Финальный монолог воспринимается как философское завещание героя. В этот момент театр перестаёт рассказывать историю конкретного физика и начинает говорить о каждом из нас. О способности мыслить. О способности чувствовать. О стремлении выйти за пределы собственной жизни через творчество, любовь и знание. Личная судьба героя постепенно растворяется в размышлении о месте человека во Вселенной. «Познание – есть результат жизни. В конце концов, не мы познаем жизнь, а действительность познает саму себя через нас…» Эти слова становятся смысловым ключом всей постановке. Режиссер предлагает отказаться от привычного представления о человеке как хозяине мира. Напротив, человек оказывается частью бесконечного процесса самопознания реальности.
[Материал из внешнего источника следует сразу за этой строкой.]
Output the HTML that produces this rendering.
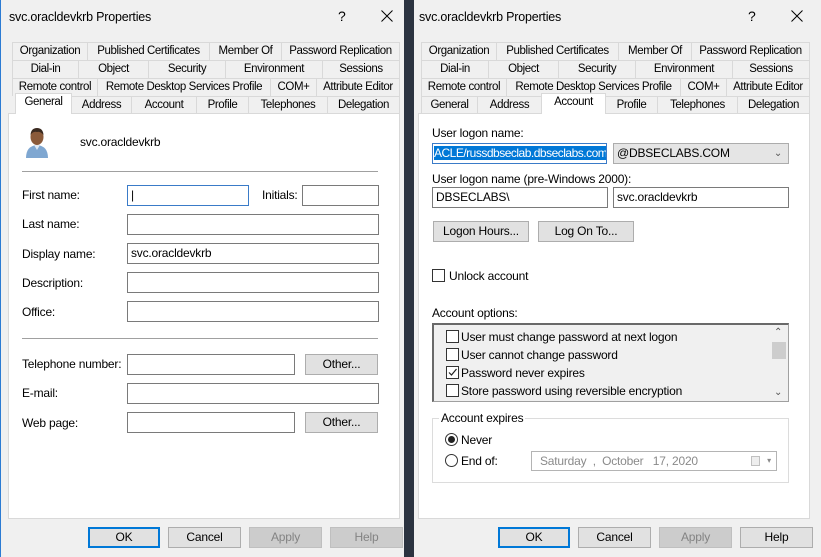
<!DOCTYPE html>
<html><head><meta charset="utf-8"><style>
*{box-sizing:border-box;margin:0;padding:0}
body{width:821px;height:557px;position:relative;overflow:hidden;background:#f0f0f0;font-family:"Liberation Sans",sans-serif;font-size:12px;color:#000;letter-spacing:-0.2px}
.a{position:absolute}
.t{position:absolute;white-space:nowrap;line-height:14px}
.tab{position:absolute;height:18px;border:1px solid #d9d9d9;border-bottom:none;background:#f0f0f0;text-align:center;line-height:16px;white-space:nowrap;font-size:11.5px;letter-spacing:-0.4px;overflow:hidden}
.sel{background:#fff;height:21px;border-color:#d9d9d9;z-index:2}
.in{position:absolute;border:1px solid #7a7a7a;background:#fff;height:21px;line-height:19px;padding-left:3px;white-space:nowrap;overflow:hidden}
.btn{position:absolute;border:1px solid #adadad;background:#e1e1e1;height:21px;text-align:center;line-height:19px}
.cb{position:absolute;width:13px;height:13px;border:1px solid #333;background:#fff}
.sep{position:absolute;height:1px;background:#a0a0a0}
.win{position:absolute;top:0;height:557px;background:#f0f0f0}
.panel{position:absolute;background:#fff;border:1px solid #d9d9d9}
</style></head><body>

<!-- LEFT WINDOW -->
<div class="win" style="left:0;width:404px;border-left:1px solid #2b7bd3"></div>
<div class="t" style="left:9px;top:10px;font-size:12.5px">svc.oracldevkrb Properties</div>
<div class="t" style="left:338px;top:9px;font-size:14px">?</div>
<svg class="a" style="left:381px;top:10px" width="12" height="12"><path d="M0.5 0.5L11.5 11.5M11.5 0.5L0.5 11.5" stroke="#000" stroke-width="1"/></svg>

<div class="tab" style="left:12px;top:42px;width:76px">Organization</div>
<div class="tab" style="left:87px;top:42px;width:123px">Published Certificates</div>
<div class="tab" style="left:209px;top:42px;width:73px">Member Of</div>
<div class="tab" style="left:281px;top:42px;width:119px">Password Replication</div>
<div class="tab" style="left:12px;top:60px;width:67px">Dial-in</div>
<div class="tab" style="left:78px;top:60px;width:71px">Object</div>
<div class="tab" style="left:148px;top:60px;width:78px">Security</div>
<div class="tab" style="left:225px;top:60px;width:98px">Environment</div>
<div class="tab" style="left:322px;top:60px;width:78px">Sessions</div>
<div class="tab" style="left:12px;top:78px;width:86px">Remote control</div>
<div class="tab" style="left:97px;top:78px;width:174px">Remote Desktop Services Profile</div>
<div class="tab" style="left:270px;top:78px;width:47px">COM+</div>
<div class="tab" style="left:316px;top:78px;width:84px">Attribute Editor</div>
<div class="tab" style="left:71px;top:96px;width:61px">Address</div>
<div class="tab" style="left:131px;top:96px;width:66px">Account</div>
<div class="tab" style="left:196px;top:96px;width:53px">Profile</div>
<div class="tab" style="left:248px;top:96px;width:80px">Telephones</div>
<div class="tab" style="left:327px;top:96px;width:73px">Delegation</div>
<div class="panel" style="left:8px;top:113px;width:392px;height:406px"></div>
<div class="tab sel" style="left:15px;top:93px;width:57px">General</div>

<svg class="a" style="left:24px;top:126px" width="26" height="32" viewBox="0 0 26 32">
<path d="M2 32 Q2 20 13 19 Q24 20 24 32Z" fill="#7fa7d1"/>
<path d="M10 19 L13 24 L16 19Z" fill="#dfe9f5"/>
<ellipse cx="13" cy="11" rx="6.5" ry="8" fill="#8a5a3a"/>
<path d="M6.5 9 Q7 2 13 2 Q19 2 19.5 9 Q16 5 13 6 Q9 5 6.5 9Z" fill="#3a2a20"/>
</svg>
<div class="t" style="left:80px;top:135px">svc.oracldevkrb</div>
<div class="sep" style="left:22px;top:171px;width:356px"></div>

<div class="t" style="left:22px;top:188px">First name:</div>
<div class="in" style="left:127px;top:185px;width:122px;border-color:#3a7bc8">|</div>
<div class="t" style="left:262px;top:188px">Initials:</div>
<div class="in" style="left:302px;top:185px;width:77px"></div>
<div class="t" style="left:22px;top:217px">Last name:</div>
<div class="in" style="left:127px;top:214px;width:252px"></div>
<div class="t" style="left:22px;top:247px">Display name:</div>
<div class="in" style="left:127px;top:243px;width:252px">svc.oracldevkrb</div>
<div class="t" style="left:22px;top:276px">Description:</div>
<div class="in" style="left:127px;top:272px;width:252px"></div>
<div class="t" style="left:22px;top:305px">Office:</div>
<div class="in" style="left:127px;top:301px;width:252px"></div>
<div class="sep" style="left:22px;top:338px;width:356px"></div>
<div class="t" style="left:22px;top:357px">Telephone number:</div>
<div class="in" style="left:127px;top:354px;width:168px"></div>
<div class="btn" style="left:305px;top:354px;width:73px;background:#e1e1e1">Other...</div>
<div class="t" style="left:22px;top:386px">E-mail:</div>
<div class="in" style="left:127px;top:383px;width:252px"></div>
<div class="t" style="left:22px;top:416px">Web page:</div>
<div class="in" style="left:127px;top:412px;width:168px"></div>
<div class="btn" style="left:305px;top:412px;width:73px">Other...</div>

<div class="btn" style="left:88px;top:527px;width:72px;border:2px solid #0078d7;line-height:17px">OK</div>
<div class="btn" style="left:168px;top:527px;width:73px">Cancel</div>
<div class="btn" style="left:249px;top:527px;width:73px;background:#cccccc;border-color:#bfbfbf;color:#838383">Apply</div>
<div class="btn" style="left:330px;top:527px;width:73px;background:#cccccc;border-color:#bfbfbf;color:#838383">Help</div>

<!-- DIVIDER -->
<div class="a" style="left:404px;top:0;width:10px;height:557px;background:#2b3340"></div>

<!-- RIGHT WINDOW -->
<div class="win" style="left:414px;width:407px"></div>
<div class="t" style="left:419px;top:10px;font-size:12.5px">svc.oracldevkrb Properties</div>
<div class="t" style="left:748px;top:9px;font-size:14px">?</div>
<svg class="a" style="left:791px;top:10px" width="12" height="12"><path d="M0.5 0.5L11.5 11.5M11.5 0.5L0.5 11.5" stroke="#000" stroke-width="1"/></svg>

<div class="tab" style="left:421px;top:42px;width:76px">Organization</div>
<div class="tab" style="left:496px;top:42px;width:123px">Published Certificates</div>
<div class="tab" style="left:618px;top:42px;width:74px">Member Of</div>
<div class="tab" style="left:691px;top:42px;width:119px">Password Replication</div>
<div class="tab" style="left:421px;top:60px;width:68px">Dial-in</div>
<div class="tab" style="left:488px;top:60px;width:71px">Object</div>
<div class="tab" style="left:558px;top:60px;width:78px">Security</div>
<div class="tab" style="left:635px;top:60px;width:98px">Environment</div>
<div class="tab" style="left:732px;top:60px;width:78px">Sessions</div>
<div class="tab" style="left:421px;top:78px;width:86px">Remote control</div>
<div class="tab" style="left:506px;top:78px;width:175px">Remote Desktop Services Profile</div>
<div class="tab" style="left:680px;top:78px;width:47px">COM+</div>
<div class="tab" style="left:726px;top:78px;width:84px">Attribute Editor</div>
<div class="tab" style="left:421px;top:96px;width:57px">General</div>
<div class="tab" style="left:477px;top:96px;width:65px">Address</div>
<div class="tab" style="left:605px;top:96px;width:53px">Profile</div>
<div class="tab" style="left:657px;top:96px;width:81px">Telephones</div>
<div class="tab" style="left:737px;top:96px;width:73px">Delegation</div>
<div class="panel" style="left:418px;top:113px;width:392px;height:406px"></div>
<div class="tab sel" style="left:541px;top:93px;width:65px">Account</div>

<div class="t" style="left:432px;top:126px">User logon name:</div>
<div class="in" style="left:432px;top:143px;width:175px;border-color:#3a7bc8;padding-left:1px;letter-spacing:-0.5px"><span style="background:#0078d7;color:#fff">ACLE/russdbseclab.dbseclabs.com</span></div>
<div class="in" style="left:613px;top:143px;width:176px;background:#e5e5e5;border-color:#acacac">@DBSECLABS.COM<span style="position:absolute;right:6px;top:0;font-size:10px;color:#555">&#8964;</span></div>
<div class="t" style="left:432px;top:172px">User logon name (pre-Windows 2000):</div>
<div class="in" style="left:432px;top:187px;width:176px">DBSECLABS\</div>
<div class="in" style="left:613px;top:187px;width:176px">svc.oracldevkrb</div>
<div class="btn" style="left:433px;top:221px;width:96px">Logon Hours...</div>
<div class="btn" style="left:538px;top:221px;width:96px">Log On To...</div>
<div class="cb" style="left:432px;top:269px"></div>
<div class="t" style="left:449px;top:269px">Unlock account</div>

<div class="t" style="left:432px;top:306px">Account options:</div>
<div class="a" style="left:432px;top:323px;width:357px;height:79px;background:#f0f0f0;border:1px solid #a0a0a0;border-top:2px solid #696969;border-left:2px solid #696969"></div>
<div class="a" style="left:770px;top:325px;width:18px;height:76px;background:#f0f0f0"></div>
<div class="a" style="left:772px;top:342px;width:14px;height:17px;background:#cdcdcd"></div>
<div class="t" style="left:774px;top:326px;font-size:10px;color:#555">&#8963;</div>
<div class="t" style="left:774px;top:386px;font-size:10px;color:#555">&#8964;</div>
<div class="cb" style="left:446px;top:330px"></div><div class="t" style="left:461px;top:330px">User must change password at next logon</div>
<div class="cb" style="left:446px;top:348px"></div><div class="t" style="left:461px;top:348px">User cannot change password</div>
<div class="cb" style="left:446px;top:366px"><svg width="11" height="11" style="position:absolute;left:0;top:0"><path d="M2 5.5 L4.5 8 L9.5 2" stroke="#222" stroke-width="1.2" fill="none"/></svg></div><div class="t" style="left:461px;top:366px">Password never expires</div>
<div class="cb" style="left:446px;top:384px"></div><div class="t" style="left:461px;top:384px">Store password using reversible encryption</div>

<div class="a" style="left:432px;top:418px;width:357px;height:65px;border:1px solid #dcdcdc"></div>
<div class="t" style="left:439px;top:411px;background:#fff;padding:0 2px">Account expires</div>
<div class="a" style="left:445px;top:433px;width:13px;height:13px;border:1px solid #333;border-radius:50%;background:#fff"><div class="a" style="left:2px;top:2px;width:7px;height:7px;border-radius:50%;background:#222"></div></div>
<div class="t" style="left:461px;top:433px">Never</div>
<div class="a" style="left:445px;top:454px;width:13px;height:13px;border:1px solid #333;border-radius:50%;background:#fff"></div>
<div class="t" style="left:461px;top:454px">End of:</div>
<div class="in" style="left:531px;top:451px;width:246px;height:20px;border-color:#b4b4b4;color:#8a8a8a;padding-left:8px;line-height:18px">Saturday &nbsp;, &nbsp;October &nbsp;&nbsp;17, 2020<span style="position:absolute;right:16px;top:4px;width:9px;height:10px;border:1px solid #c0c0c0;background:#eee"></span><span style="position:absolute;right:5px;top:0;font-size:8px">▾</span></div>

<div class="btn" style="left:498px;top:527px;width:72px;border:2px solid #0078d7;line-height:17px">OK</div>
<div class="btn" style="left:578px;top:527px;width:73px">Cancel</div>
<div class="btn" style="left:659px;top:527px;width:73px;background:#cccccc;border-color:#bfbfbf;color:#838383">Apply</div>
<div class="btn" style="left:740px;top:527px;width:73px">Help</div>
</body></html>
Финал спектакля не предлагает зрителю готовых ответов. Более того, вся постановка построена как последовательное уклонение от окончательных выводов, в этом заключается ее принципиальная современность. Шульев создает театр вопросов, а не театр утверждений.
Поэтому «Солнце Ландау» производит столь сильное впечатление. Это спектакль, в котором наука не объясняет жизнь, а помогает увидеть её сложность и красоту. Спектакль, где физические законы неожиданно начинают говорить о человеческой душе. И спектакль, который напоминает: самые важные открытия происходят не только в лабораториях и научных институтах, но и внутри самого человека. После финала остается ощущение, будто зритель провел несколько часов внутри чужого сознания — яркого, противоречивого, ослепительно талантливого. И вместе с героем заглянул туда, где заканчиваются формулы и начинается тайна.
Таким образом, спектакль Шульева постепенно смещает фокус с фигуры великого учёного на границы рациональности как способа существования. История Ландау превращается в исследование пределов системы, в которой человек пытается объяснить всё, кроме самого себя. И чем более совершенной становится эта система, тем очевиднее её слепое пятно: человеческая конечность, непредсказуемость и невозможность свести жизнь к формуле.